** Start SUPPLIED MATERIAL **

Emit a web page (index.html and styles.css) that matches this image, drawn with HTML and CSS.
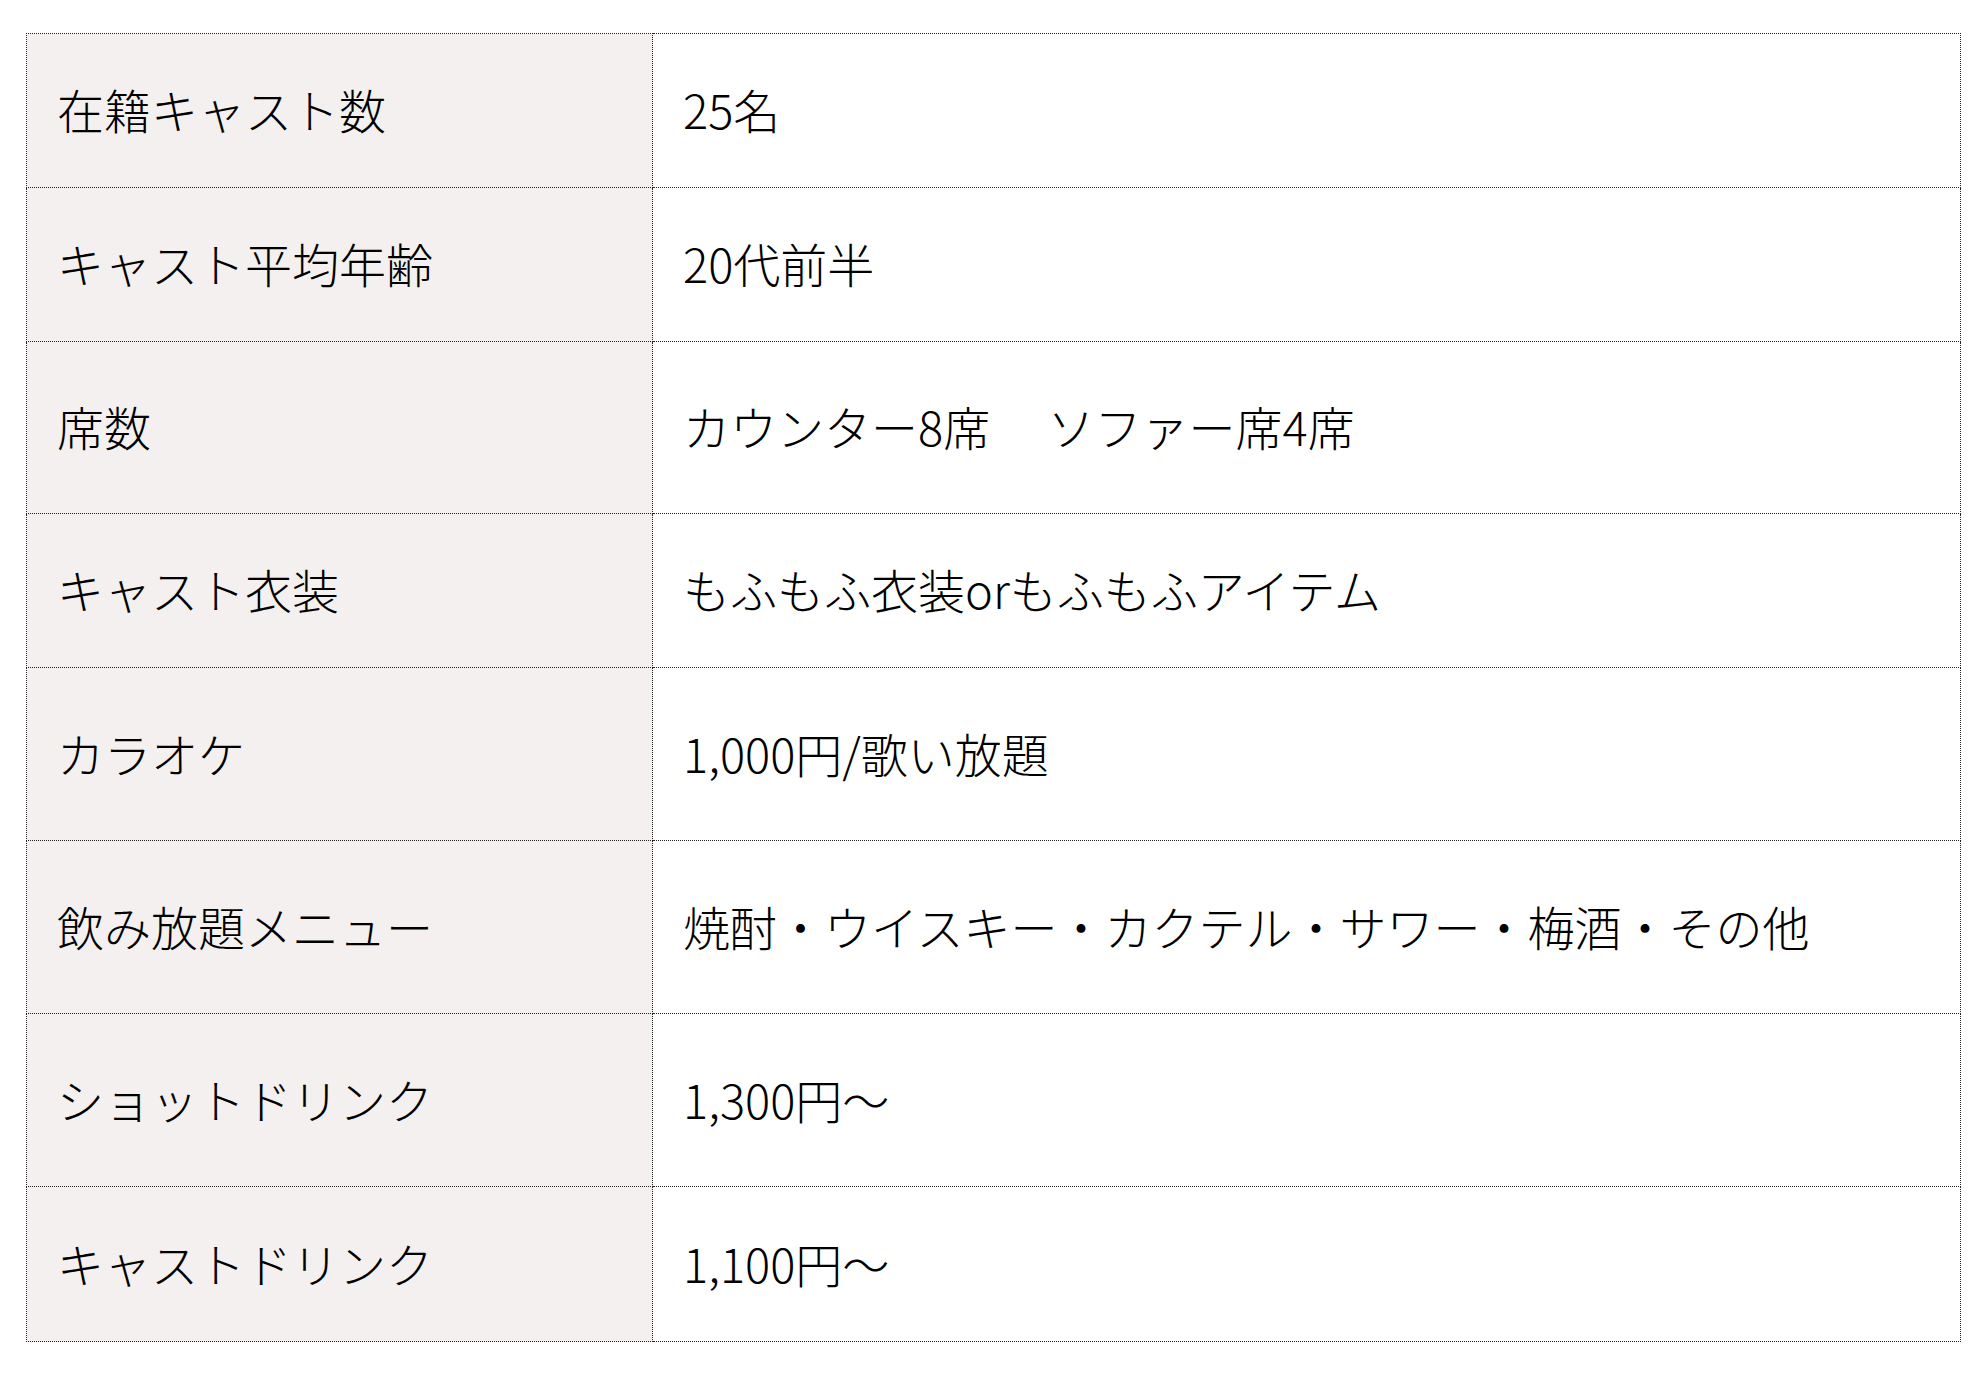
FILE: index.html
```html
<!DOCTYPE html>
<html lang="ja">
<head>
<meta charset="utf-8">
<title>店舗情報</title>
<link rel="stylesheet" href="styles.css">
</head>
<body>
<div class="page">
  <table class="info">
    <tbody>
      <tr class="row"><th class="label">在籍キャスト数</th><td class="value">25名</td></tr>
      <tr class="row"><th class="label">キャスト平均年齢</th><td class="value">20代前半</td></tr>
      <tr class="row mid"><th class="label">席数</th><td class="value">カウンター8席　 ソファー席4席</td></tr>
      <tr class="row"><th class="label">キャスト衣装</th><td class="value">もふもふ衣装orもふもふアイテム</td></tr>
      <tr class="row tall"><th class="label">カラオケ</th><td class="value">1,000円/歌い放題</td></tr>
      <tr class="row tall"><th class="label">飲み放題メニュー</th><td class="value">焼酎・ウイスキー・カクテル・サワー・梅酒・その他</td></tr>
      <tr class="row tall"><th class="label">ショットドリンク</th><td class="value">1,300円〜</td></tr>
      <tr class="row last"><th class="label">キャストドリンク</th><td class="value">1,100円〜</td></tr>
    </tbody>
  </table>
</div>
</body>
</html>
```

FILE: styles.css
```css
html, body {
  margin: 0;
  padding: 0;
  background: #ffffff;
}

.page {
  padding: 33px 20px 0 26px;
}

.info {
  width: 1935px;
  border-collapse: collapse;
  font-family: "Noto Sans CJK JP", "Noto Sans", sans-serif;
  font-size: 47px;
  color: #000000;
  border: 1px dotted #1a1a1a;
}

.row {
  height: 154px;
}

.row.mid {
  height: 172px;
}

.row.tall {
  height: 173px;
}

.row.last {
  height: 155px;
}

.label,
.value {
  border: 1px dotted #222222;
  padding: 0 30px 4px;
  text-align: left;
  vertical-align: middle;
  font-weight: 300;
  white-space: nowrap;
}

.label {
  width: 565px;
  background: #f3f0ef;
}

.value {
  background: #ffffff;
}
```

** End SUPPLIED MATERIAL **
** Start SUPPLIED MATERIAL **

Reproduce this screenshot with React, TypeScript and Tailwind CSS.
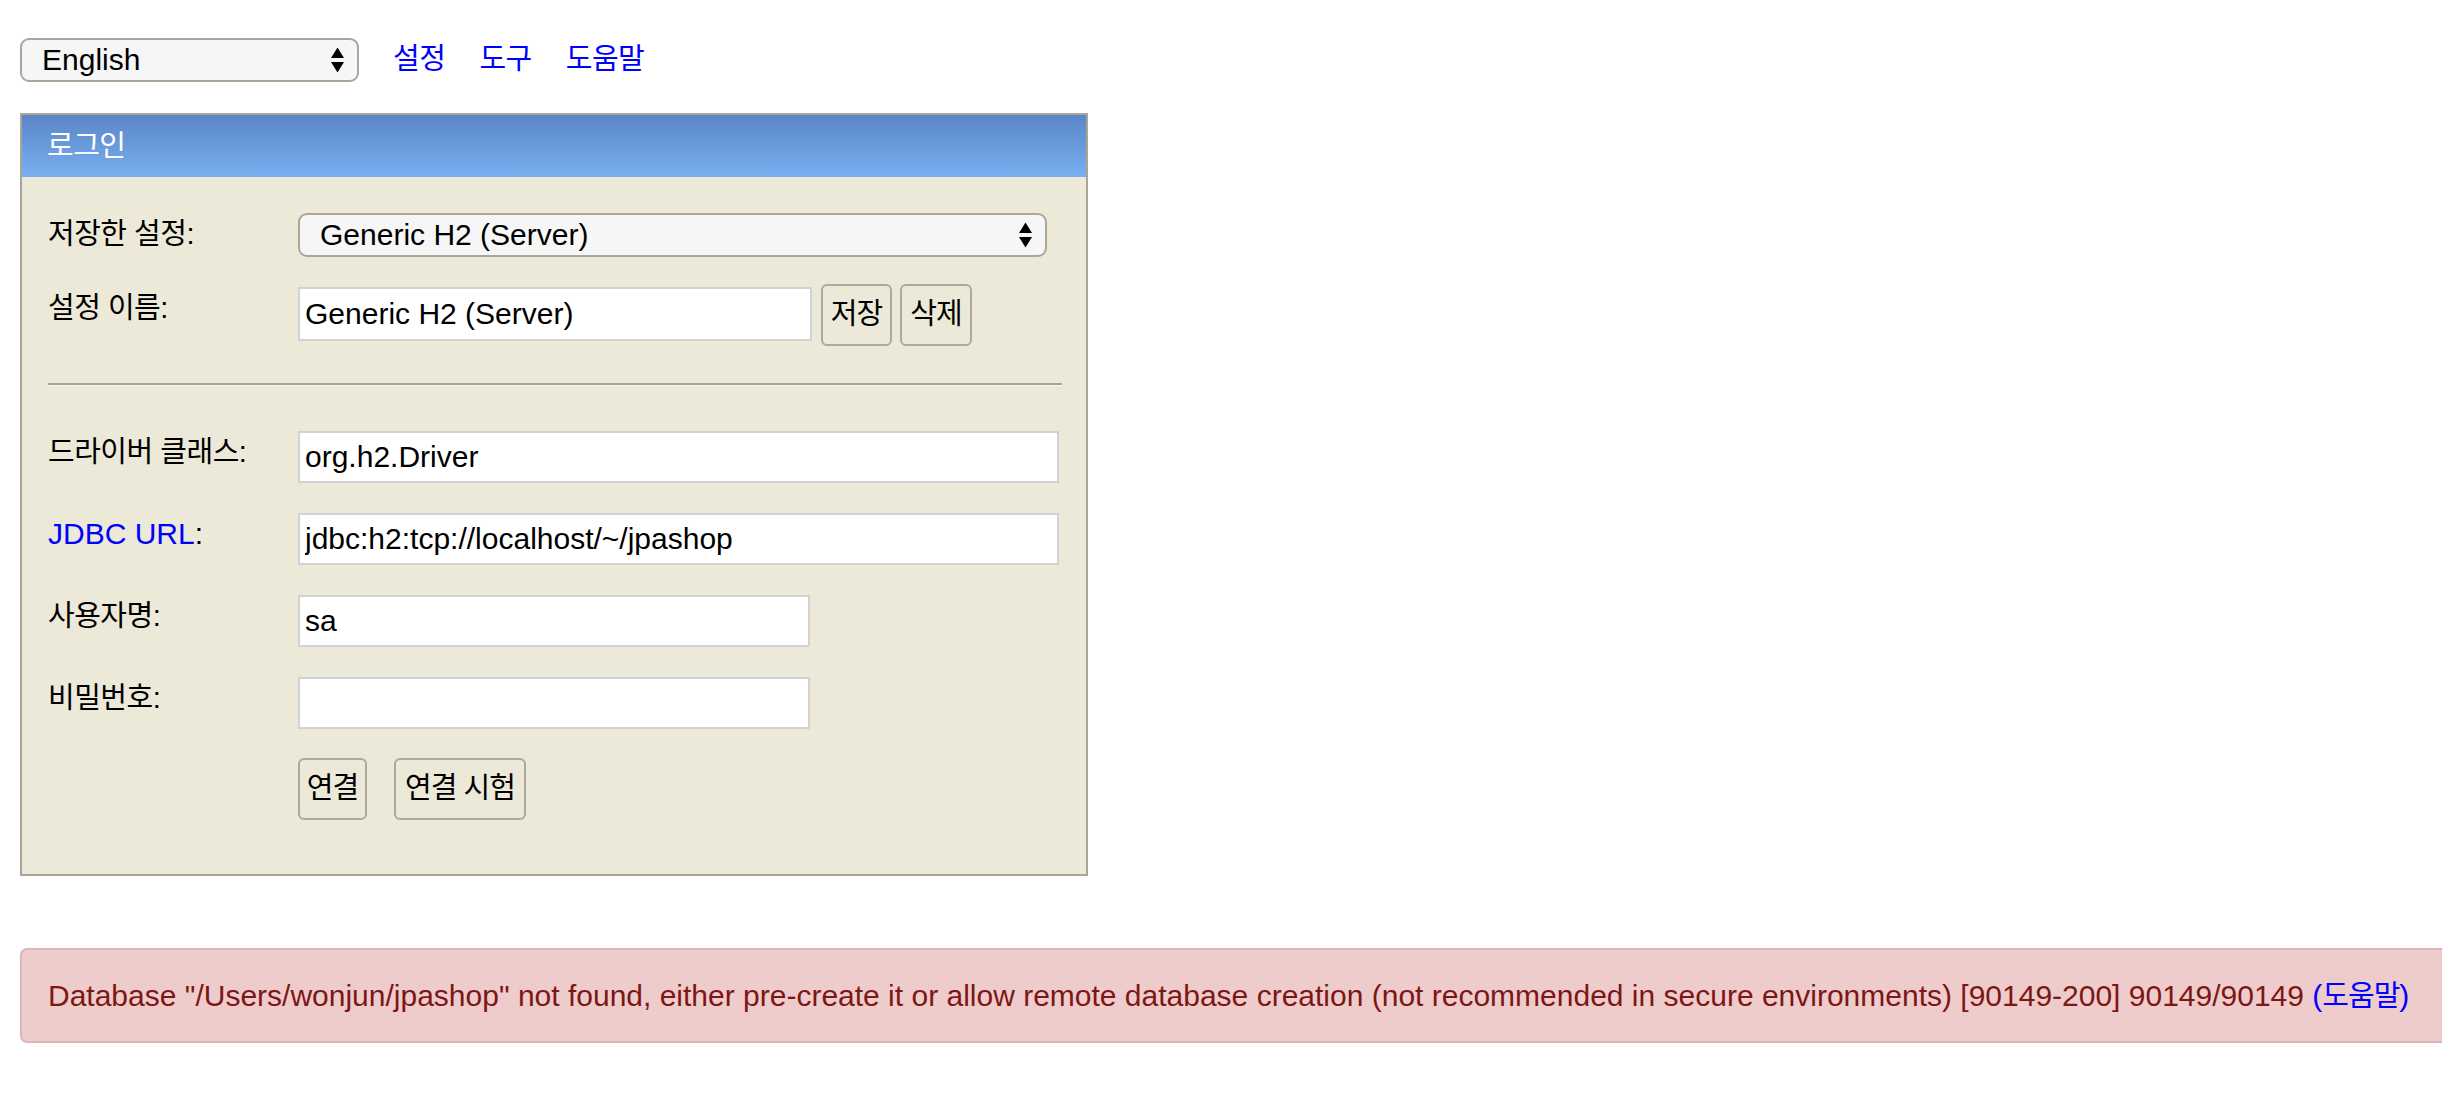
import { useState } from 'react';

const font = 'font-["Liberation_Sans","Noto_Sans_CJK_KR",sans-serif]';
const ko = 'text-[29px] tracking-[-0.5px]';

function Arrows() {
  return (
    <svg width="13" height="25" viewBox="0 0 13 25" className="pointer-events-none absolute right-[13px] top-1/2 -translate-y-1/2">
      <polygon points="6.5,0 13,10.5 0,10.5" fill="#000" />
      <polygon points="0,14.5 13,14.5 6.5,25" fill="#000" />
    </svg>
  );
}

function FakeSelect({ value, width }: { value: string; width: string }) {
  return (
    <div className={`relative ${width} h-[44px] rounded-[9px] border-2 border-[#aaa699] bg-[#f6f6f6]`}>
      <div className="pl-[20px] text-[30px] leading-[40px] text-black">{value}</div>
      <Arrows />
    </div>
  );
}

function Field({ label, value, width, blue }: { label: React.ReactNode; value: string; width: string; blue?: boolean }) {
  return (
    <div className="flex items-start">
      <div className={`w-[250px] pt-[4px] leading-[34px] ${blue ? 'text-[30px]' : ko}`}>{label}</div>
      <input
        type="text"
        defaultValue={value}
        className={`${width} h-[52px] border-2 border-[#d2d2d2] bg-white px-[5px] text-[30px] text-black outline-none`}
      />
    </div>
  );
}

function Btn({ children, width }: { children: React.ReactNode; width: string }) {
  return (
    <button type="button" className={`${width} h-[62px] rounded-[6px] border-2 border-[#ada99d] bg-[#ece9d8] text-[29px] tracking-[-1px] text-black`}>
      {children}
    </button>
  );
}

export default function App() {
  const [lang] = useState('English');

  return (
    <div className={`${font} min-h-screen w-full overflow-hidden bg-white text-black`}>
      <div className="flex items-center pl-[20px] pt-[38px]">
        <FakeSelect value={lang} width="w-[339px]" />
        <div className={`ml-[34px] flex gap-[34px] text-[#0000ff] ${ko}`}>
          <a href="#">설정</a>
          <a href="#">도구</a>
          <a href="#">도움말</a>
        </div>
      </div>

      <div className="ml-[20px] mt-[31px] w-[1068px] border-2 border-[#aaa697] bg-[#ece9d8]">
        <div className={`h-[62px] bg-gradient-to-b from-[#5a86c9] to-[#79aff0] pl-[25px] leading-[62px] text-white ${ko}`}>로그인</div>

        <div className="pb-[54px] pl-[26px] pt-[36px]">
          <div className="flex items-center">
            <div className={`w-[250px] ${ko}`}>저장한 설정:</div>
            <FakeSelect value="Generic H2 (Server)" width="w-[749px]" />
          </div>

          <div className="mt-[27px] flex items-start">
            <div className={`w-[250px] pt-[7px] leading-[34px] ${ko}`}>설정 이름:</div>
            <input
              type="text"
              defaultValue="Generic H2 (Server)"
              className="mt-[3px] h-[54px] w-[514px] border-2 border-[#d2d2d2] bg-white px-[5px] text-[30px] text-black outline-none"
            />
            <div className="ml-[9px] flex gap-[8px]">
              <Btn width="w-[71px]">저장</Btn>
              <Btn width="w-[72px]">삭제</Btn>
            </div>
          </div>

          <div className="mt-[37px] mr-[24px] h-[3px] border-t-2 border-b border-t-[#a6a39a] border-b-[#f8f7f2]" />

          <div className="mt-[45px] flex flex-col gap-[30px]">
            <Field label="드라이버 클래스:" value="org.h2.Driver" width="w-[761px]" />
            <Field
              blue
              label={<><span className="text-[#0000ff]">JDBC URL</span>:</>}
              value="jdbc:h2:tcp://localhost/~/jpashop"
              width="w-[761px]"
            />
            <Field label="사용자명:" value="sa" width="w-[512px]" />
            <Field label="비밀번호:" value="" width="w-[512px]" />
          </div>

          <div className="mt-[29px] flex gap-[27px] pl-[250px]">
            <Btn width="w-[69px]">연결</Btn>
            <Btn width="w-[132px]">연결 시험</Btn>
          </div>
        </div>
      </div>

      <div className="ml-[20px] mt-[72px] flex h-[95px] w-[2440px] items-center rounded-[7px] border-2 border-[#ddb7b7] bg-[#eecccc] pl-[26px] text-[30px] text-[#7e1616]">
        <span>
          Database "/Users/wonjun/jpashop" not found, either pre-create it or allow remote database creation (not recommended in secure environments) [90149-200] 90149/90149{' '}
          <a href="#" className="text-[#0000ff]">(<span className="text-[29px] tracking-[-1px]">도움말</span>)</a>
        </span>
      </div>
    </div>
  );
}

** End SUPPLIED MATERIAL **
** Start SUPPLIED MATERIAL **

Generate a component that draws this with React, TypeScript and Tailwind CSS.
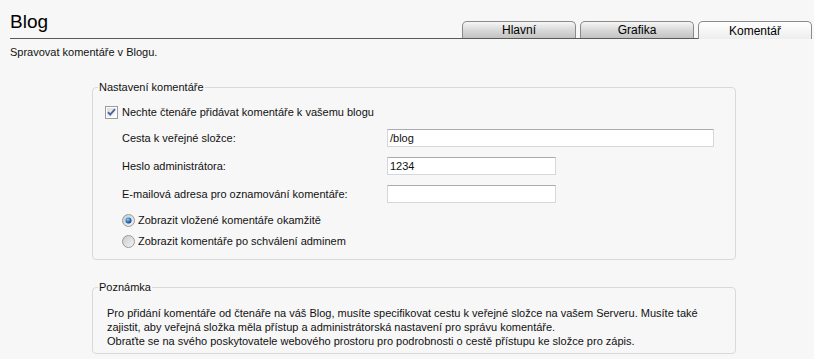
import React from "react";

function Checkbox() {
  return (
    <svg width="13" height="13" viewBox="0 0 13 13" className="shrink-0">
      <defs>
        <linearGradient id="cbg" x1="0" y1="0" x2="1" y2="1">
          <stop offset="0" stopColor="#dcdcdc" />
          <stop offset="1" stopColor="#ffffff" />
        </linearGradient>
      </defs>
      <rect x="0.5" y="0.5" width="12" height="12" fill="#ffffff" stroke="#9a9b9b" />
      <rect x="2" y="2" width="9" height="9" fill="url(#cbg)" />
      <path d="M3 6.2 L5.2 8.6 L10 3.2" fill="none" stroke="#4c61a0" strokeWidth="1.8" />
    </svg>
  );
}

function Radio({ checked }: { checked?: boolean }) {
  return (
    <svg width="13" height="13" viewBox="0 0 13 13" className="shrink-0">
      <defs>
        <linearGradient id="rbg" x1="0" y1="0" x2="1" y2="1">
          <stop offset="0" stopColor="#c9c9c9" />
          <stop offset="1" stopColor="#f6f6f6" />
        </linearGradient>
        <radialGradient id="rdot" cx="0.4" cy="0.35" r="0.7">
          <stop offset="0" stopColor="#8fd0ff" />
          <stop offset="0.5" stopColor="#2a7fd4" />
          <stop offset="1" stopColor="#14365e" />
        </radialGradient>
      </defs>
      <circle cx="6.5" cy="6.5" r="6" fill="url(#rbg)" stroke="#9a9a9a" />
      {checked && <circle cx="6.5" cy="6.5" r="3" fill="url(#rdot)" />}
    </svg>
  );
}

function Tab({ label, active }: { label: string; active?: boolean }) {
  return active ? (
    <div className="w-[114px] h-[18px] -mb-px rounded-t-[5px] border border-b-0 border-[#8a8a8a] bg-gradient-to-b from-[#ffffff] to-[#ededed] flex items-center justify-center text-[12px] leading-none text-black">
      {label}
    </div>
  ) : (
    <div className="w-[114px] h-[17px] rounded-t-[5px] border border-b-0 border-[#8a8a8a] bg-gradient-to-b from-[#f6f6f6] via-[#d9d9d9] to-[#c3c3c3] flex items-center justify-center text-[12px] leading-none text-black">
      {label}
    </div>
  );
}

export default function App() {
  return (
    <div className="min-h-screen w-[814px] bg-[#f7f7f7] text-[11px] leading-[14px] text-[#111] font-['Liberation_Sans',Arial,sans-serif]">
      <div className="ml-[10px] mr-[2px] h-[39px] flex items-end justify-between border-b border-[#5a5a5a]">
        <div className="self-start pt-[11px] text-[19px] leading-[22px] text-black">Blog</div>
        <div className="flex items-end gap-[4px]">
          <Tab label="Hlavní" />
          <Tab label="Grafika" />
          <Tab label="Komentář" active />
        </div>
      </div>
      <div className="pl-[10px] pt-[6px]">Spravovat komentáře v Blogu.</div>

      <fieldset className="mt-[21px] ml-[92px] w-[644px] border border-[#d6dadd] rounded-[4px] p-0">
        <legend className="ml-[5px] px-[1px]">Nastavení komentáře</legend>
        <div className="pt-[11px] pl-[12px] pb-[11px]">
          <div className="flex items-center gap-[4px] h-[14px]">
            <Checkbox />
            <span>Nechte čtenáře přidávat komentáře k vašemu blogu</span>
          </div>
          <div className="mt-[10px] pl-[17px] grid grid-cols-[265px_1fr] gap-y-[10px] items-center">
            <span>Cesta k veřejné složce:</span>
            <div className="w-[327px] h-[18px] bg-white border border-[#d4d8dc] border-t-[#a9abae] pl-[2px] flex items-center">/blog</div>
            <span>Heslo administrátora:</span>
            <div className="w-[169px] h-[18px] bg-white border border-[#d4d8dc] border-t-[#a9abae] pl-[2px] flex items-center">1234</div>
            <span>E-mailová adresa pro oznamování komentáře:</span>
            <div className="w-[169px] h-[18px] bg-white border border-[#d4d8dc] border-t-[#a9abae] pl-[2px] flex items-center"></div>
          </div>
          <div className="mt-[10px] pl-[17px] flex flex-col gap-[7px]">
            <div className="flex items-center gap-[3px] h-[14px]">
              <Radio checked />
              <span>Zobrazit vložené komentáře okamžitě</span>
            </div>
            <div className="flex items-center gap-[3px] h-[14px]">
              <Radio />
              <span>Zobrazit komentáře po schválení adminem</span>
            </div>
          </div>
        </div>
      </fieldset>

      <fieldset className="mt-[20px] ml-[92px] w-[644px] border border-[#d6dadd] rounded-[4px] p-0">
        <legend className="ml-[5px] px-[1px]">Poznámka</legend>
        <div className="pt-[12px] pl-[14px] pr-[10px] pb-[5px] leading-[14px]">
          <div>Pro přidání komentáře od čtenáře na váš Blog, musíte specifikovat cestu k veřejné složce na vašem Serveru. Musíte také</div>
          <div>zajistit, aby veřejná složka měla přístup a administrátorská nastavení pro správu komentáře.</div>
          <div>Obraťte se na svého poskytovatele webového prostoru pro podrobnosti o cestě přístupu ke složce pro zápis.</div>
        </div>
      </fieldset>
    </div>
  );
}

** End SUPPLIED MATERIAL **

> **EXERCISE AIM**
Reproduce the entries exactly, from the line with "Generate a component" to the line with "import React from", both lines included, keeping no pictures.

> **PROBLEM SOLUTION**
Generate a component that draws this with React, TypeScript and Tailwind CSS.
import React from "react";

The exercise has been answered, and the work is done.